Part of a data file:
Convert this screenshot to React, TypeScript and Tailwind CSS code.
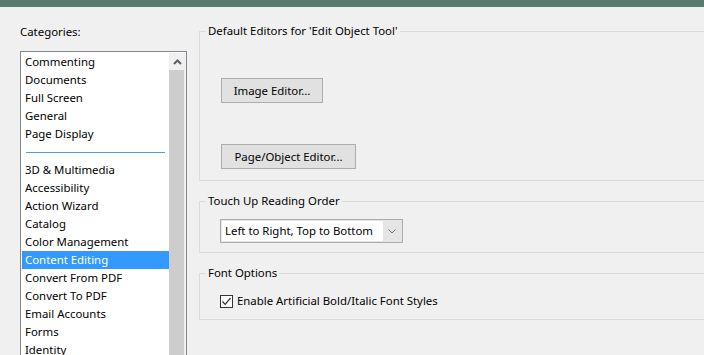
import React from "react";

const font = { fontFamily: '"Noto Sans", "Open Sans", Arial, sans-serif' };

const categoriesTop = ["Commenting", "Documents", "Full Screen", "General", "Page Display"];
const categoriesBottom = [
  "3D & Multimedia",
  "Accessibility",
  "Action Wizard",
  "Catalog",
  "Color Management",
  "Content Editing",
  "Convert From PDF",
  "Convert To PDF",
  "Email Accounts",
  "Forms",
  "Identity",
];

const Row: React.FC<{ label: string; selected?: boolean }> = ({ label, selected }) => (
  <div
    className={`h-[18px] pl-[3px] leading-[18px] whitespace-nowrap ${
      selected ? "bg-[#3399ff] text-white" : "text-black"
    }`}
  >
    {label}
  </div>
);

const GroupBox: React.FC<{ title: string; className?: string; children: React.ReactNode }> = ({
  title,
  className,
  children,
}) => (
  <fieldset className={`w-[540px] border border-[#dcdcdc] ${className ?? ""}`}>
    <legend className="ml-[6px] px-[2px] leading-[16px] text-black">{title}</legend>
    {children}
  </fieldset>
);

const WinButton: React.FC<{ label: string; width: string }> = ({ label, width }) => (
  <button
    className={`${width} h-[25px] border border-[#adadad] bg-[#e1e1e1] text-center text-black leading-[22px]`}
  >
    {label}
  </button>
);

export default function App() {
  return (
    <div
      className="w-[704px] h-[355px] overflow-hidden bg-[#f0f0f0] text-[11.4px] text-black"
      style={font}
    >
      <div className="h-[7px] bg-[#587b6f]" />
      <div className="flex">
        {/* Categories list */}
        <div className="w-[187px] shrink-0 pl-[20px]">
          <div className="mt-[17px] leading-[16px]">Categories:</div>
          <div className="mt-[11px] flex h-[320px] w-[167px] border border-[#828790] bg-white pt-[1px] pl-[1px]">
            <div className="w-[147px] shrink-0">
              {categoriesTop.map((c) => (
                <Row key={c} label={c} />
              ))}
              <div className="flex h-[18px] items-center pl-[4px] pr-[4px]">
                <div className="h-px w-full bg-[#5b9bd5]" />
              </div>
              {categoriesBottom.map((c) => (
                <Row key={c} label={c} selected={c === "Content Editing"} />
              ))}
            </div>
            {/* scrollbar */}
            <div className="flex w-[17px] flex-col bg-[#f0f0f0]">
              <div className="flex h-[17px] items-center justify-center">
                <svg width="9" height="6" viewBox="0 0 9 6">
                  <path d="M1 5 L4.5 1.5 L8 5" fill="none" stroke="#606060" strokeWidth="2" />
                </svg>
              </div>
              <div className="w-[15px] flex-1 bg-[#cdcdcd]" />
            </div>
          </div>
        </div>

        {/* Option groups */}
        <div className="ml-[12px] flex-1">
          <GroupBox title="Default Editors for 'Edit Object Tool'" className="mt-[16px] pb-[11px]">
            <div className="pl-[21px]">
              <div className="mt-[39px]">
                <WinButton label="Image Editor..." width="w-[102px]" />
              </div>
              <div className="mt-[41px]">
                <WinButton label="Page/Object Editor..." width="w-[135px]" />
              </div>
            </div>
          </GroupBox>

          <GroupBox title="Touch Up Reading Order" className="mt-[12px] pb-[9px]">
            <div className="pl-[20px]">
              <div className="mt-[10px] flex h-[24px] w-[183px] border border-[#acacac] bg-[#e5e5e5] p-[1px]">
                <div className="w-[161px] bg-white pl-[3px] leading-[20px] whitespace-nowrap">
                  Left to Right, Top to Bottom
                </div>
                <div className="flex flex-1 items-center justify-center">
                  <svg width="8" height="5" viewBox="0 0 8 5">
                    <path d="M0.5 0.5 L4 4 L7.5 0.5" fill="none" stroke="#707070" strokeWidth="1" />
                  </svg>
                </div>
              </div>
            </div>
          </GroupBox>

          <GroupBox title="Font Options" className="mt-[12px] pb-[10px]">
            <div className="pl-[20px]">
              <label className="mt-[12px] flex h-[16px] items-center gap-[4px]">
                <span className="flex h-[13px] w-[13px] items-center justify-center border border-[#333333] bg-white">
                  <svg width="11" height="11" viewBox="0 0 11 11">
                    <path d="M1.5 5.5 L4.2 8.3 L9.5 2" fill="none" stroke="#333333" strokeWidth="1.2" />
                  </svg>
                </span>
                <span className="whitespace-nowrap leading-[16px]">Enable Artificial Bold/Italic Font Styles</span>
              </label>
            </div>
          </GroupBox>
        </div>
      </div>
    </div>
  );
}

==

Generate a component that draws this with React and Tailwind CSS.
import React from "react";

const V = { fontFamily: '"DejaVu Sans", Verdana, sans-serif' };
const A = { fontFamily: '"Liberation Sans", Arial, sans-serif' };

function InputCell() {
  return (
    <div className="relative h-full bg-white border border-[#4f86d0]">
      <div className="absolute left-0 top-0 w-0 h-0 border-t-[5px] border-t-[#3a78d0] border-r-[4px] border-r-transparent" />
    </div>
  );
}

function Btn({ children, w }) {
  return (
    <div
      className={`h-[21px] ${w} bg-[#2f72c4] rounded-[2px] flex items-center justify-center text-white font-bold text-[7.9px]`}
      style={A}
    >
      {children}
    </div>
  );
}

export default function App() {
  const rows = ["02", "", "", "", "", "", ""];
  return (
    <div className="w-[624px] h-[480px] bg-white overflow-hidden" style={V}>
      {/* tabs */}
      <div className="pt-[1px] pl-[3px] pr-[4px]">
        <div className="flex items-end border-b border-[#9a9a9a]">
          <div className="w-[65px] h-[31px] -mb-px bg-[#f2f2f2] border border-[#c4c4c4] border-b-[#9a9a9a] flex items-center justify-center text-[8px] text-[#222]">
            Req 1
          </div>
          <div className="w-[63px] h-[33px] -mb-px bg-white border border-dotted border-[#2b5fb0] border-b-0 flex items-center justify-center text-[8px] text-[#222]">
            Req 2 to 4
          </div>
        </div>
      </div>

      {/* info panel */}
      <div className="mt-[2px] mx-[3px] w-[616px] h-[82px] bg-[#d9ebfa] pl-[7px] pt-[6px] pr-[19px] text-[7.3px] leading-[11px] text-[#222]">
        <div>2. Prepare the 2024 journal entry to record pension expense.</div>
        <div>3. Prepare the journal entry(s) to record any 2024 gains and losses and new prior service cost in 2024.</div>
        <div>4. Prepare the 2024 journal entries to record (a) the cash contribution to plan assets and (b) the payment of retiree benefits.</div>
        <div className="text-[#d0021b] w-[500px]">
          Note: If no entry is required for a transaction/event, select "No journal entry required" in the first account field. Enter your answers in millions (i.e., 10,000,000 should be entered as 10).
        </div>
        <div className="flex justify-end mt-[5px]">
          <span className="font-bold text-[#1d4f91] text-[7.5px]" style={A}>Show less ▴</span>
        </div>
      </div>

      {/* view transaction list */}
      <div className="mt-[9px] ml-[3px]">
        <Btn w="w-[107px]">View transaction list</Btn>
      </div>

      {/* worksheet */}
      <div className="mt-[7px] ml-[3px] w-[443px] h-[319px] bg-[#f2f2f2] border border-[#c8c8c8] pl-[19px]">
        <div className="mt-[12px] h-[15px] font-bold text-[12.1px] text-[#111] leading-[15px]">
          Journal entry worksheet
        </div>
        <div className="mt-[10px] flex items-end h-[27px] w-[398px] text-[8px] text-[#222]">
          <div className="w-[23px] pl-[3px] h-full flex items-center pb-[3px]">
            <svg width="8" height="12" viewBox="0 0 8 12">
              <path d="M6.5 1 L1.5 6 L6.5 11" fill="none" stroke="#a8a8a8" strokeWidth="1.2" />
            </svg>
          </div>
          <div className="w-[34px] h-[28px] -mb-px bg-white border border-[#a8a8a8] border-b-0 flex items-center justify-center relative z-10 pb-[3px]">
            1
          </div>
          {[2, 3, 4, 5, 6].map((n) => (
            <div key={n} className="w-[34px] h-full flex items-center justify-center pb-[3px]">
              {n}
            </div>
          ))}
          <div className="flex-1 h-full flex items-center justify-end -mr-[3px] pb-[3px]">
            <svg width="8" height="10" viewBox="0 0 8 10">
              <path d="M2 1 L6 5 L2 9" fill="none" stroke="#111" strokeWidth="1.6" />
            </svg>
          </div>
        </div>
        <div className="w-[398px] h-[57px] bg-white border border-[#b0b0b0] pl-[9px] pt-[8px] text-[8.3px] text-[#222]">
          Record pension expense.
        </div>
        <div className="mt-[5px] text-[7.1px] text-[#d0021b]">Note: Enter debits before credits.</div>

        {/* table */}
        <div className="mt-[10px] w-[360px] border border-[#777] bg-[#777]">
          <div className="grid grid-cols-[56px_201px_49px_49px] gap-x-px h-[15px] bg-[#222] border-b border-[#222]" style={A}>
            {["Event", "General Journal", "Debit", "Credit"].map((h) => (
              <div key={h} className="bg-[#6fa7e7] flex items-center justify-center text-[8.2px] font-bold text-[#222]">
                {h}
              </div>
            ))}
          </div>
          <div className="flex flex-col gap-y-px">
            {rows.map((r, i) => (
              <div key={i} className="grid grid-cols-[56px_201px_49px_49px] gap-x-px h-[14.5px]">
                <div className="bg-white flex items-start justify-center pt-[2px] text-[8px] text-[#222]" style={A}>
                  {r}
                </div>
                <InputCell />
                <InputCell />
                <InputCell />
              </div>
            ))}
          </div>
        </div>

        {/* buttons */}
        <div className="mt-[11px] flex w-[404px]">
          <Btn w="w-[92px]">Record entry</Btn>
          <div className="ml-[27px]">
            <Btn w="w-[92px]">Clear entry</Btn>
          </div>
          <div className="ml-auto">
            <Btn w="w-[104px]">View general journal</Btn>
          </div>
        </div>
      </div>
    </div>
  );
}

...

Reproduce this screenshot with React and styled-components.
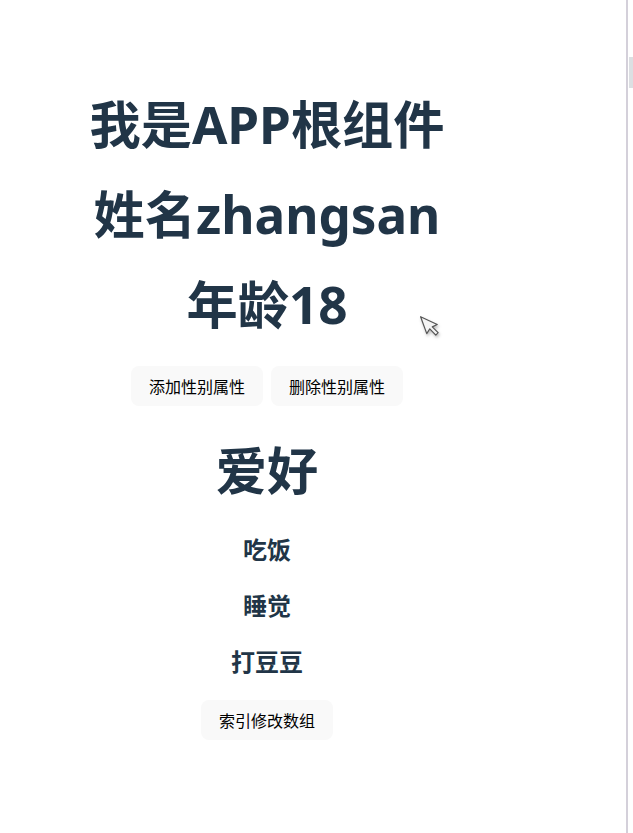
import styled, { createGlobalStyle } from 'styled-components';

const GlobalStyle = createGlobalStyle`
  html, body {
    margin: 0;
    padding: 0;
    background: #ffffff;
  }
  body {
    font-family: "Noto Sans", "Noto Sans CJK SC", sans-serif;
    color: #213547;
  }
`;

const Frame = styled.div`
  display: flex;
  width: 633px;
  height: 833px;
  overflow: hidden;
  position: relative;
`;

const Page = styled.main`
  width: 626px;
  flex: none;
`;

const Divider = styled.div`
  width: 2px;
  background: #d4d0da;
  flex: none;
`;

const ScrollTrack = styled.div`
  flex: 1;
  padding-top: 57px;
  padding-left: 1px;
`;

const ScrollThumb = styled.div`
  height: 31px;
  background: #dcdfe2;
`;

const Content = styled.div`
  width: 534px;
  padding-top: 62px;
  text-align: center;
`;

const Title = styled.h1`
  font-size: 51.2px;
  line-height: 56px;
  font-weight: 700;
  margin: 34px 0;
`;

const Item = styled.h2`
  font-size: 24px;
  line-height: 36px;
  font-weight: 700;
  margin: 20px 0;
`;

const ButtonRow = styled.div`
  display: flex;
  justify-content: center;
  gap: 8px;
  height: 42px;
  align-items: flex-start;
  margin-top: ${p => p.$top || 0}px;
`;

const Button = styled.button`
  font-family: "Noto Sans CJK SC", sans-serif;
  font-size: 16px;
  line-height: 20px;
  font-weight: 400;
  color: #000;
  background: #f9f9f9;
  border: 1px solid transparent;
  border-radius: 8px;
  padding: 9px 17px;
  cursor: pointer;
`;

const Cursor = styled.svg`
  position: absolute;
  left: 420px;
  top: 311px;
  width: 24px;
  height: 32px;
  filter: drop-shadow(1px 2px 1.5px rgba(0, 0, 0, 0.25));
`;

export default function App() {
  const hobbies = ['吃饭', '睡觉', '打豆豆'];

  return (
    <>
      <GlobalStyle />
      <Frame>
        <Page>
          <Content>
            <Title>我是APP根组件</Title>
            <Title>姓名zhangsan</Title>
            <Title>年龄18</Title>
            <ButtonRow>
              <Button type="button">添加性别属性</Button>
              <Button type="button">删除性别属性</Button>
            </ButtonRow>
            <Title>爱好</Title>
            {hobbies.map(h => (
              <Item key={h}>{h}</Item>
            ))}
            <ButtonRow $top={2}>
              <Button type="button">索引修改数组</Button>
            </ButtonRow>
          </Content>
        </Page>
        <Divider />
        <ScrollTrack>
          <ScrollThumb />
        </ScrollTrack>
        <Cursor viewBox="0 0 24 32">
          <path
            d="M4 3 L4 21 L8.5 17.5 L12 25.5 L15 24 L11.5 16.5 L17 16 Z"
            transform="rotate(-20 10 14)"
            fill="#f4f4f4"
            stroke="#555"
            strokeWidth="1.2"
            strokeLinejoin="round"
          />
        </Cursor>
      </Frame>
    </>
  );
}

What needs to be done: Pull out each line holding the string "components".

Result of this exercise:
Reproduce this screenshot with React and styled-components.
import styled, { createGlobalStyle } from 'styled-components';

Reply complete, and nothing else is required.